Make (and keep) your MedEd data healthy – a treatment plan

April 1, 2021

Previously in how healthy is your school’s data?, we discussed the signs to look for when assessing the health of your MedEd institution’s data. In short, to make the best use of your data, it must maintain high levels of consistency, accuracy, completeness, and conformance. What’s key here is that this process is always ongoing. As new data is added to the system every day, processes and checks must be put in place to ensure they meet these four aspects of quality. Without ongoing routine maintenance, your data’s quality will slowly deteriorate (i.e., data entropy) to the point of being unusable. Good data quality is attained through strong data governance that creates a framework of standards, processes, and metrics by which your data is managed.

Data governance

All efforts around data quality must first start with strong data governance – the people, standards, metrics, and processes responsible for keeping data healthy. It is critical that governance has broad support across your institution, most importantly at the leadership level. Leadership will need to agree to giving the governance committee the ability to assign data stewardship and data ownership roles to existing employees throughout the institution. Without leadership’s buy-in, efforts to harmonize your institution’s data from across many disparate systems will likely prove futile.

With support from leadership, a data governance committee made up of representatives from across departments can begin to meet to discuss standards, processes, metrics, and also assign roles of data stewardship to key individuals. An initial audit of what standards and processes are in place can help to assess what’s already going well and what needs improvement in your data quality strategy. Meeting regularly will ensure standards and processes are monitored and improved upon, while keeping data quality top of mind for every member.

Standards

Standards are the rules your institution decides to apply to your data. These are unique to your school and your use cases for the data, but oftentimes revolve around ensuring consistent naming and identifiers are used across systems. Standards might look something like, “Each student is represented by their institution’s alphanumeric identifier and not their email address. All ‘student id’ or ‘student number’ fields in our systems must use this identifier for all students.” Standards should also include:

definitions of the data that the standard addresses. If we use the previous example, the standards would detail what the student ID is, how it’s used, and its importance in the systems it’s represented within.
provisions for what to do in edge cases. In the previous example, for instance, what happens for visiting students who aren’t assigned an institutional student ID? Is there an alternative ID that is acceptable in this case? Missing these edge cases can create confusion among administrators of data and lead to bad data quality.
which system should be the source of truth for the data? Using the same example, if student A has one student ID in one system and another different student ID in another system, which one is correct?

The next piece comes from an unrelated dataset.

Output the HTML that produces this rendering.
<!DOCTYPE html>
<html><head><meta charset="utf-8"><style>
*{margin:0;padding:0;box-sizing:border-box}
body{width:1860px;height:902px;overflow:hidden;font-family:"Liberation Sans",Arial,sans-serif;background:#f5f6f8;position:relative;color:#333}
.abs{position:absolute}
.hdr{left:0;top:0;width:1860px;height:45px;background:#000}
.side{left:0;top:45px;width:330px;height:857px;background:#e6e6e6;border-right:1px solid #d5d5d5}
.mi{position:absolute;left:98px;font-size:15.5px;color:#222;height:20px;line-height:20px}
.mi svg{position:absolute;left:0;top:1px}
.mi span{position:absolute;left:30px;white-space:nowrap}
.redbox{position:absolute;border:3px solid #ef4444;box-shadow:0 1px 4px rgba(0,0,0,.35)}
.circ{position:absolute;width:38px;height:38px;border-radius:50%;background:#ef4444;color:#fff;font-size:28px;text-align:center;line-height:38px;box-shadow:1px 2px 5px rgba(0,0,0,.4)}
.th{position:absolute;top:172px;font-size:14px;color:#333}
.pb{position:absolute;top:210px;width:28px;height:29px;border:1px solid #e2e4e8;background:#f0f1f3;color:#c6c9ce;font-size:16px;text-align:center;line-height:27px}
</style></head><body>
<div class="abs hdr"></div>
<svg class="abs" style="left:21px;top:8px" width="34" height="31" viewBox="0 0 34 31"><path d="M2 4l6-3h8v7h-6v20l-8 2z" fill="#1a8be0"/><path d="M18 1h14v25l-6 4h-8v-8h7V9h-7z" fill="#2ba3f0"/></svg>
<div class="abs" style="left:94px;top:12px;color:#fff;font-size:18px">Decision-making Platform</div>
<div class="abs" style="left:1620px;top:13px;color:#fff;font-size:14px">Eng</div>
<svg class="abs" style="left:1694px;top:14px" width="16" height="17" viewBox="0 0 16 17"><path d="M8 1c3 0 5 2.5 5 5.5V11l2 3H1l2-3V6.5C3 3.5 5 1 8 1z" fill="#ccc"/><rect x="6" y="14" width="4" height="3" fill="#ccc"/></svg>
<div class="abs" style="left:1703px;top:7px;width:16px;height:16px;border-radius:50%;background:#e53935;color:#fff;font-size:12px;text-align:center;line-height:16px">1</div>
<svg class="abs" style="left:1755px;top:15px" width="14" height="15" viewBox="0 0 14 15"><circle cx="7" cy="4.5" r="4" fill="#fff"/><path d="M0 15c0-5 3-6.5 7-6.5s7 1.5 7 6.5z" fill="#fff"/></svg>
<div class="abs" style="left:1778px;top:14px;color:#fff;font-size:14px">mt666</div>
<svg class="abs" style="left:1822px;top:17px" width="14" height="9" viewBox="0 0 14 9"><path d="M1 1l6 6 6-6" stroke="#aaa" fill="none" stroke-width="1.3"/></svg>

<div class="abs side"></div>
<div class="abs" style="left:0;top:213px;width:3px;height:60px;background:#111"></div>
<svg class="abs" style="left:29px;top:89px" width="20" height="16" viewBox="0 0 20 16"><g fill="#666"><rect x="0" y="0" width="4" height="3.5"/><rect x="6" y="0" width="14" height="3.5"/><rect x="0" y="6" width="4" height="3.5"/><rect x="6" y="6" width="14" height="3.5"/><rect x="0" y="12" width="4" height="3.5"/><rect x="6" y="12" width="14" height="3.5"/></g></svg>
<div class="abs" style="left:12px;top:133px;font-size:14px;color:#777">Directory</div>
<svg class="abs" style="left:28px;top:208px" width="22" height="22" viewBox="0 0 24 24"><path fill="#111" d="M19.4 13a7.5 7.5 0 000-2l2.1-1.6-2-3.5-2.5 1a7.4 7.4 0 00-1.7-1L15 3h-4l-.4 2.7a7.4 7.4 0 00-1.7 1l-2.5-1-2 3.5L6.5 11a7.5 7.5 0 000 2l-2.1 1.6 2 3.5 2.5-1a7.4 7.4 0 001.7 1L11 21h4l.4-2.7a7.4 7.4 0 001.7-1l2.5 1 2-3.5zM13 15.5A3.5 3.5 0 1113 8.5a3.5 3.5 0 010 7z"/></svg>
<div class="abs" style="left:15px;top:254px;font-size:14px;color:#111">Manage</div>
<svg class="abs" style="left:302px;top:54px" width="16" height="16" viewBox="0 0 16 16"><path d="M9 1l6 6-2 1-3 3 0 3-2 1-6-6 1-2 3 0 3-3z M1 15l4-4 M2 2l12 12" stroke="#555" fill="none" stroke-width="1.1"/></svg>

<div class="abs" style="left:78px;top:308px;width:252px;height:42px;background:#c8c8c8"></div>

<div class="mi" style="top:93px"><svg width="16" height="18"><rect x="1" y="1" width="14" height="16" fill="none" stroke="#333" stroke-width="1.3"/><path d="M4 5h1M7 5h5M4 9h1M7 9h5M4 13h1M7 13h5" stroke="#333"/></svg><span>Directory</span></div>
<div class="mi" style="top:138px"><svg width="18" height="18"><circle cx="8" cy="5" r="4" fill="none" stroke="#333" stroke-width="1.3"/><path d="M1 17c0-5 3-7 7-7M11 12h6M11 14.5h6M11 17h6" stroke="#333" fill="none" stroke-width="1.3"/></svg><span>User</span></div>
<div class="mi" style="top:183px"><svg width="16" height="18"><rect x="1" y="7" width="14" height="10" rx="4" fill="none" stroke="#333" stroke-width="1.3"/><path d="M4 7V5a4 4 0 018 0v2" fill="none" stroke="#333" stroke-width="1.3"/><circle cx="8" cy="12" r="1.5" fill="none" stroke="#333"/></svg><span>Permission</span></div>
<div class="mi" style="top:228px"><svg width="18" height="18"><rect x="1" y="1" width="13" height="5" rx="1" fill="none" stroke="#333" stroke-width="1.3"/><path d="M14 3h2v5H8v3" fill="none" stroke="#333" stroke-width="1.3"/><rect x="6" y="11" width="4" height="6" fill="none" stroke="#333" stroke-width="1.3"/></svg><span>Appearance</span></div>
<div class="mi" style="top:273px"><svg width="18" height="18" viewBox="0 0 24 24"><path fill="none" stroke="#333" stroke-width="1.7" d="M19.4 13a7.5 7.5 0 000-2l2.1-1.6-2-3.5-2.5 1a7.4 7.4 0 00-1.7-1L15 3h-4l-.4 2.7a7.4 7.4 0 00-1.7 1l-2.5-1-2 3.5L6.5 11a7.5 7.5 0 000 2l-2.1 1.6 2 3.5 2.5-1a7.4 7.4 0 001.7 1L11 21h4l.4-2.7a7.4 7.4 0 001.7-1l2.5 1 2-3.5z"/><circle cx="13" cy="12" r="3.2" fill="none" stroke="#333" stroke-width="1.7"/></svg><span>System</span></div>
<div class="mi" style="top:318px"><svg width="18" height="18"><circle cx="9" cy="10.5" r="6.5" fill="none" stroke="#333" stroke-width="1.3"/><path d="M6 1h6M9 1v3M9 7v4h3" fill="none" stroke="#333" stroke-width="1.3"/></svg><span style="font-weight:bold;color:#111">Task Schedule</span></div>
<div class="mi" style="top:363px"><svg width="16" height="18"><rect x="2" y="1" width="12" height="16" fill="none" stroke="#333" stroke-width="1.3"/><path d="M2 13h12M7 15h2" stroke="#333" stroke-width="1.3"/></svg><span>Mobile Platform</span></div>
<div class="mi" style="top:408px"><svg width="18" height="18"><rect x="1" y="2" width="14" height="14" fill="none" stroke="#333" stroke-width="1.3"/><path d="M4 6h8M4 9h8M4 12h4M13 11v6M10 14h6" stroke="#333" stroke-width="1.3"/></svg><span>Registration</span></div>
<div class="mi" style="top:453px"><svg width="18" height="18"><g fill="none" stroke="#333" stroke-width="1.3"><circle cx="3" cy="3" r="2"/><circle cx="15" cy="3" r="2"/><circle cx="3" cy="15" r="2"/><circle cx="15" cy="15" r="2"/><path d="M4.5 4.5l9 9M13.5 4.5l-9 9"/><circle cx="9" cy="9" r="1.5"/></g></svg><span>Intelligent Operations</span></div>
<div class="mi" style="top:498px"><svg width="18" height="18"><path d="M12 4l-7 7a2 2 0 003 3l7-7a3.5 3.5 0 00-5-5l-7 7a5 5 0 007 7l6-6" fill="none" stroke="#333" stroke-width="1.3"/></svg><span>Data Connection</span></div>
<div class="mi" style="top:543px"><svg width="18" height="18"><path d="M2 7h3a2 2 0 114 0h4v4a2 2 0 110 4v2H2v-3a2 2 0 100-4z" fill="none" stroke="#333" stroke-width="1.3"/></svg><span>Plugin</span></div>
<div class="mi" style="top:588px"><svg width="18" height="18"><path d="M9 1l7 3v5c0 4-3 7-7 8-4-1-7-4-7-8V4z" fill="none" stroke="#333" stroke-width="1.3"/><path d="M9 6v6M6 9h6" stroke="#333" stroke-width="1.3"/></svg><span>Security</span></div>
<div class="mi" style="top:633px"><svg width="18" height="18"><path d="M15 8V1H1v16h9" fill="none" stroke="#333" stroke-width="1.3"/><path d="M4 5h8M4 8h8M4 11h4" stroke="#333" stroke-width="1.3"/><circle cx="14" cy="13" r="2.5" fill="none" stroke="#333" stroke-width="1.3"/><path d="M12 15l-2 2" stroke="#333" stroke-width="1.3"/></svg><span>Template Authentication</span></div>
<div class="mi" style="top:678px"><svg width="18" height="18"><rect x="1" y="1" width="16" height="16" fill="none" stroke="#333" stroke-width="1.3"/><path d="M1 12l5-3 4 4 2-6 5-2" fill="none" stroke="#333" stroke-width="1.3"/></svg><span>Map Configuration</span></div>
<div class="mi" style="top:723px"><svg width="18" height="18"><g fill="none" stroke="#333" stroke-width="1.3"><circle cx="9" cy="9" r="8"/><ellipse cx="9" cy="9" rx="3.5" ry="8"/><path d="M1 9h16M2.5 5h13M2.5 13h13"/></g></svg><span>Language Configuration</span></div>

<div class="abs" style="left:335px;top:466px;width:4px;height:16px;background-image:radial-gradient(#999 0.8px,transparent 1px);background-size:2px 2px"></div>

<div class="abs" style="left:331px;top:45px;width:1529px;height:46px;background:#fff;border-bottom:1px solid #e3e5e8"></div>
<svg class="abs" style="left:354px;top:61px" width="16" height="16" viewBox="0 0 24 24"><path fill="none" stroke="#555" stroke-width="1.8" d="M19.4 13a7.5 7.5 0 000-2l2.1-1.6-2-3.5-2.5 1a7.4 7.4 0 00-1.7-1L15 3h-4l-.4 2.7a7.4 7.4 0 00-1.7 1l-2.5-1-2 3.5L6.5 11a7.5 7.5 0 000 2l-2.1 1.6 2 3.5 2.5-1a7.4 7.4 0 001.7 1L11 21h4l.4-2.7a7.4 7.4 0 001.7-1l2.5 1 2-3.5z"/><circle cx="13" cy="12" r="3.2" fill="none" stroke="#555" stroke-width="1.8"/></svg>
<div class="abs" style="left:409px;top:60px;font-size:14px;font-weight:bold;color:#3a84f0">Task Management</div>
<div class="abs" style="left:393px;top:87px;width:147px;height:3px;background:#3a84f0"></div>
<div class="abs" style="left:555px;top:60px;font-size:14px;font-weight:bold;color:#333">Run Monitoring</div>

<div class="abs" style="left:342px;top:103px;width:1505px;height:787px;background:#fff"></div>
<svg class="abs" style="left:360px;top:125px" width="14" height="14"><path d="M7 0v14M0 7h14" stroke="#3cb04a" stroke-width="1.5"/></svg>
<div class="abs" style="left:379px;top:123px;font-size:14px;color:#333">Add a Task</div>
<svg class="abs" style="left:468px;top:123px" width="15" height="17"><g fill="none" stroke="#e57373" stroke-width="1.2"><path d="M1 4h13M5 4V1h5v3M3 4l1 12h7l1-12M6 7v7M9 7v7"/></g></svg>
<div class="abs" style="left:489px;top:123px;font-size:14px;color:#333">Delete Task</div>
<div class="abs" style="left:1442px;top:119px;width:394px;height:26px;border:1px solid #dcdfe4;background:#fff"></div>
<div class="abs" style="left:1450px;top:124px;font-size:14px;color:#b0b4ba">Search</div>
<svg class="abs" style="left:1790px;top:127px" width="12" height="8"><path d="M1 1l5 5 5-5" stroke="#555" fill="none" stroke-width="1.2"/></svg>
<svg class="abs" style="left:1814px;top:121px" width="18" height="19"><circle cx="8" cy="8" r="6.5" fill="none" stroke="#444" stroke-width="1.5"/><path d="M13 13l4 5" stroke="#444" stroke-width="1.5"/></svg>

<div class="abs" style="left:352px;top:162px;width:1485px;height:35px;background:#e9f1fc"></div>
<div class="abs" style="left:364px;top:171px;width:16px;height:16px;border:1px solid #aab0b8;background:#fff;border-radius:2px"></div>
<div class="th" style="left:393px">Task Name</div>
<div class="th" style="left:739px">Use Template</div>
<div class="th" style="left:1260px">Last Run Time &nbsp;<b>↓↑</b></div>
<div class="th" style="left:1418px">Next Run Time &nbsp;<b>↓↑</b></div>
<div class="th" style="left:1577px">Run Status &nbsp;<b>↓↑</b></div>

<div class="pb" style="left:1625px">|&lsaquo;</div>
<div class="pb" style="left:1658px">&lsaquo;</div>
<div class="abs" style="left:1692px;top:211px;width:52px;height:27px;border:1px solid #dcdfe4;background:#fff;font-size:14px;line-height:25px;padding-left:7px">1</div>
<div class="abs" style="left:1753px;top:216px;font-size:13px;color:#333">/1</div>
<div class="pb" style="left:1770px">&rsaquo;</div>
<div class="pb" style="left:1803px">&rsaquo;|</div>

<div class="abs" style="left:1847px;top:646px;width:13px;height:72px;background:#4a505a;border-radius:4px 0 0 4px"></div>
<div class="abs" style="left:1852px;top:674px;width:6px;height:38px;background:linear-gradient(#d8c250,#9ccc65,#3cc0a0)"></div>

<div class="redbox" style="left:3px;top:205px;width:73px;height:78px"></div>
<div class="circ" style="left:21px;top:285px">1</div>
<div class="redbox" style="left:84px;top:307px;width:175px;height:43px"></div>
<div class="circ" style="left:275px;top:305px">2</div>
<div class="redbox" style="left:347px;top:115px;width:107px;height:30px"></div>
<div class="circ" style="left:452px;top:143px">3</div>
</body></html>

Once standards have been vetted and agreed upon by the data governance committee, they should live within a standards guidebook that can be disseminated across data administrators in the institution.

Metrics

Once standards have been created, measures of how well these standards are adhered to can be used to quantify how your data quality process is performing. Since perfection is unattainable, setting realistic goals on these measures allows your institution to define how important conformance is for each individual standard. This can be done by benchmarking newly-minted standards early on to determine where your institution is and where it needs to get to. One example metric might measure how many students are found in X systems where they are expected to have entries. A goal of, for example, 90 percent presence across all systems could then be used to determine whether action be taken or not to rectify data quality issues in missing or mismatched students across systems.

Processes

Processes to maintain data quality fall into two camps: proactive and reactive processes. Proactive processes are oftentimes automated by setting up or programming business rules in the different systems in use at the institution to prevent data from entering that doesn’t meet the defined quality standards. This is the ideal type of process, but is often difficult or impossible to implement due to the need for third-party systems and IT departments to support these rules. An example of a proactive process might be setting up a rule in your LMS that ensures the email entered for a student is their institution-issued email address, thus preventing unexpected email addresses from ever being added to the system.

Most of the time, reactive processes will be necessary to enforce standards. While these can be automated, they are more likely to be manual checks and audits of your systems to determine standards compliance, followed by a request from data stewards to fix offending data points. For example, an institution may have multiple different identifiers assigned to a student. To ensure all systems use the same student identifier convention, data stewards audit each system on a regular basis, looking for student identifiers that don’t match a certain format. If non-conforming identifiers are found, they request these identifiers be fixed by administrators of the offending systems. Have clear processes in place is important to prevent data quality issues becoming a “hot potato” that gets passed around and not fixed.

Conclusion

Data quality is often given second-billing to the data collection itself. But, make no mistake; strong data governance will help ensure the efforts put into data collection are not wasted. Without concerted efforts to monitor data quality and maintain conventions and standards, schools will often struggle to unlock the rich value out of the data they have. This is increasingly important as schools look to unify this data within centralized data warehouses such as Acuity Analytics, where data quality issues become glaringly apparent. While it may look like a challenge to nurse data back to health, it’s likely much more challenging dealing with the consequences of taking no action at all, such as data misinterpretations, conflicting data accounts, and missed opportunity costs of using the data to its full potential.